Thursday, November 6, 2008

Photomontage

"I felt that I could use [the computer's] ability to erase the suturing of the [photomontage] elements to reconstitute, synthetically, a traditional pictorial space. That is an unusual use of montage, at least in the context of modernist art. Montage has been a technique fundamentally devoted to the breaking up of traditional pictorial space, and the sense of unity of an image based on that space. Outside of modernism, of course, the montage has been used to continue the traditional idea of spatial illusionism..."



Wall's Tableau Mort, Oxford Art Journal

A conference of papers dedicated to the analysis of individual works, considered necessary, and in praise of the individuation of art work (the kind of systematicity or wholeness demanded by the tableau) which encourages this kind of sustained academic attention.
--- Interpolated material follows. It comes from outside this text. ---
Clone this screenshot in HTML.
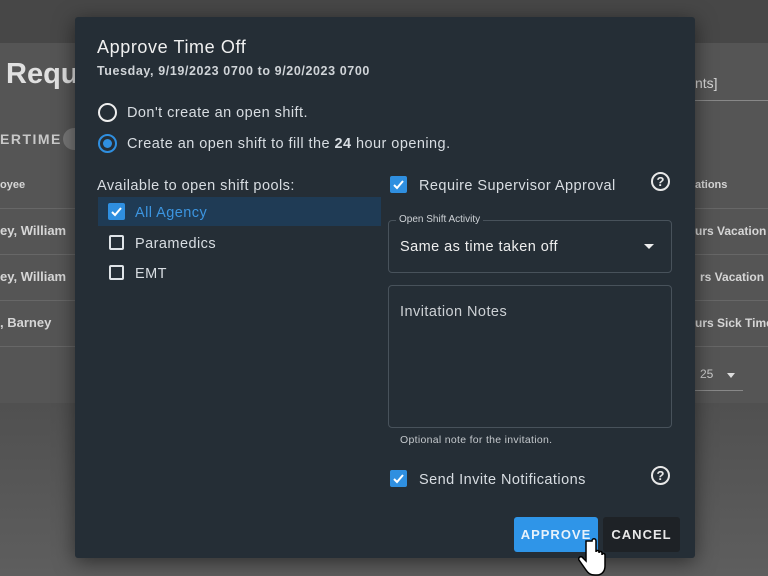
<!DOCTYPE html>
<html><head><style>
*{box-sizing:border-box;margin:0;padding:0}
body{width:768px;height:576px;overflow:hidden;background:#474747;font-family:"Liberation Sans",sans-serif;position:relative}
.bg{position:absolute;left:0;top:43px;width:768px;height:360px;background:#555}
.bgb{position:absolute;left:0;top:403px;width:768px;height:173px;background:linear-gradient(#505050,#5e5e5e)}
.bt{position:absolute;color:#d6d6d6;font-weight:bold;white-space:nowrap}
.line{position:absolute;height:1px;background:#676767}
.modal{position:absolute;left:75px;top:17px;width:620px;height:541px;background:#252e36;border-radius:3px;box-shadow:0 4px 20px rgba(0,0,0,.5);color:#d8dde2}
.a{position:absolute;white-space:nowrap}
.t{font-size:14.5px;letter-spacing:.45px;line-height:17px;margin-top:2px}
.cb{position:absolute;width:15px;height:15px;border:2px solid #dfe3e7;border-radius:2px}
.cbc{position:absolute;width:17px;height:17px;background:#2f8fe0;border-radius:2px}
.help{position:absolute;width:19px;height:19px;border:2px solid #e8e8e8;border-radius:50%;color:#e8e8e8;font-size:13px;font-weight:bold;text-align:center;line-height:15px}
</style></head><body>
<div class="bg"></div><div class="bgb"></div>
<div class="bt" style="left:6px;top:58px;font-size:29px;color:#e0e0e0">Requ</div>
<div class="bt" style="left:0;top:131px;font-size:14px;letter-spacing:1.5px;color:#c8c8c8">ERTIME</div>
<div style="position:absolute;left:63px;top:128px;width:14px;height:22px;background:#777;border-radius:11px 0 0 11px"></div>
<div class="bt" style="left:0;top:179px;font-size:11px">oyee</div>
<div class="line" style="left:0;top:208px;width:75px"></div>
<div class="bt" style="left:0;top:223px;font-size:13px">ey, William</div>
<div class="line" style="left:0;top:254px;width:75px"></div>
<div class="bt" style="left:0;top:269px;font-size:13px">ey, William</div>
<div class="line" style="left:0;top:300px;width:75px"></div>
<div class="bt" style="left:0;top:315px;font-size:13px">, Barney</div>
<div class="line" style="left:0;top:346px;width:75px"></div>
<div class="a" style="left:695px;top:75px;font-size:14px;color:#d8d8d8">nts]</div>
<div class="line" style="left:695px;top:100px;width:73px;background:#888"></div>
<div class="bt" style="left:695px;top:179px;font-size:11px">ations</div>
<div class="line" style="left:695px;top:208px;width:73px"></div>
<div class="bt" style="left:695px;top:224px;font-size:12px">urs Vacation</div>
<div class="line" style="left:695px;top:254px;width:73px"></div>
<div class="bt" style="left:700px;top:270px;font-size:12px">rs Vacation (C</div>
<div class="line" style="left:695px;top:300px;width:73px"></div>
<div class="bt" style="left:695px;top:316px;font-size:12px">urs Sick Time</div>
<div class="line" style="left:695px;top:346px;width:73px"></div>
<div class="a" style="left:700px;top:367px;font-size:12px;color:#ccc">25</div>
<div style="position:absolute;left:727px;top:373px;border:4px solid transparent;border-top:5px solid #ddd"></div>
<div class="line" style="left:695px;top:390px;width:48px;background:#888"></div>

<div class="modal">
<div class="a" style="left:22px;top:20px;font-size:18px;letter-spacing:.6px;color:#f0f0f0">Approve Time Off</div>
<div class="a" style="left:22px;top:47px;font-size:12.5px;font-weight:bold;letter-spacing:.6px;color:#d0d4d8">Tuesday, 9/19/2023 0700 to 9/20/2023 0700</div>
<div style="position:absolute;left:23px;top:86px;width:19px;height:19px;border:2px solid #eee;border-radius:50%"></div>
<div class="a t" style="left:52px;top:86px">Don't create an open shift.</div>
<div style="position:absolute;left:23px;top:117px;width:19px;height:19px;border:2px solid #2f8fe0;border-radius:50%"><div style="position:absolute;left:3px;top:3px;width:9px;height:9px;background:#2f8fe0;border-radius:50%"></div></div>
<div class="a t" style="left:52px;top:117px">Create an open shift to fill the <b>24</b> hour opening.</div>
<div class="a t" style="left:22px;top:159px">Available to open shift pools:</div>
<div style="position:absolute;left:23px;top:180px;width:283px;height:29px;background:#1f3b55"></div>
<div class="cbc" style="left:33px;top:186px"><svg width="17" height="17"><path d="M4 9l3 3 6-7" stroke="#fff" stroke-width="2" fill="none"/></svg></div>
<div class="a t" style="left:60px;top:186px;color:#3c95e0">All Agency</div>
<div class="cb" style="left:34px;top:218px"></div>
<div class="a t" style="left:60px;top:217px">Paramedics</div>
<div class="cb" style="left:34px;top:248px"></div>
<div class="a t" style="left:60px;top:247px">EMT</div>

<div class="cbc" style="left:315px;top:159px"><svg width="17" height="17"><path d="M4 9l3 3 6-7" stroke="#fff" stroke-width="2" fill="none"/></svg></div>
<div class="a t" style="left:344px;top:159px">Require Supervisor Approval</div>
<div class="help" style="left:576px;top:155px">?</div>
<div style="position:absolute;left:313px;top:203px;width:284px;height:53px;border:1px solid #48525b;border-radius:4px"></div>
<div class="a" style="left:321px;top:197px;font-size:10px;background:#252e36;padding:0 3px;color:#cfd3d7">Open Shift Activity</div>
<div class="a t" style="left:325px;top:220px;color:#eee">Same as time taken off</div>
<div style="position:absolute;left:569px;top:227px;border:5px solid transparent;border-top:5px solid #eee"></div>
<div style="position:absolute;left:313px;top:268px;width:284px;height:143px;border:1px solid #48525b;border-radius:4px"></div>
<div class="a t" style="left:325px;top:285px;color:#cdd1d5">Invitation Notes</div>
<div class="a" style="left:325px;top:417px;font-size:10.5px;letter-spacing:.3px;color:#c5c9cd">Optional note for the invitation.</div>
<div class="cbc" style="left:315px;top:453px"><svg width="17" height="17"><path d="M4 9l3 3 6-7" stroke="#fff" stroke-width="2" fill="none"/></svg></div>
<div class="a t" style="left:344px;top:453px">Send Invite Notifications</div>
<div class="help" style="left:576px;top:449px">?</div>
<div style="position:absolute;left:439px;top:500px;width:84px;height:35px;background:#2f95e8;border-radius:3px;color:#e8f2fb;font-weight:bold;font-size:13px;letter-spacing:1px;text-align:center;line-height:35px">APPROVE</div>
<div style="position:absolute;left:528px;top:500px;width:77px;height:35px;background:#1e2226;border-radius:3px;color:#e8e8e8;font-weight:bold;font-size:13px;letter-spacing:1px;text-align:center;line-height:35px">CANCEL</div>
</div>
<svg style="position:absolute;left:578px;top:538px" width="30" height="38"><path d="M8 3v20l-4-4c-2-1-4 1-3 3l7 10c2 3 4 5 9 5h2c5 0 8-4 8-9V17c0-2-3-2-3 0v-2c0-2-3-2-3 0v-1c0-2-3-2-3 0V3c0-3-4-3-4 0z" fill="#fff" stroke="#000" stroke-width="1.5"/></svg>
</body></html>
I am intrigued by Wall's approach, thought not necessarily personally influenced, to creating traditional pictorial spaces. I can't help but draw conclusions between his work and that of Simon Johan, whose seamless composite images are much more visually striking, but have inspired little in the way of academic discussion; both have taken a post-production approach to creating compositions that make reference to the icons of Art History 101. My Photoshop skills are nowhere near the realm of creation (I'm still at base-camp making image corrections), so I will continue to look for compositions in my viewfinder, keeping in mind the classical figurations that have come before me.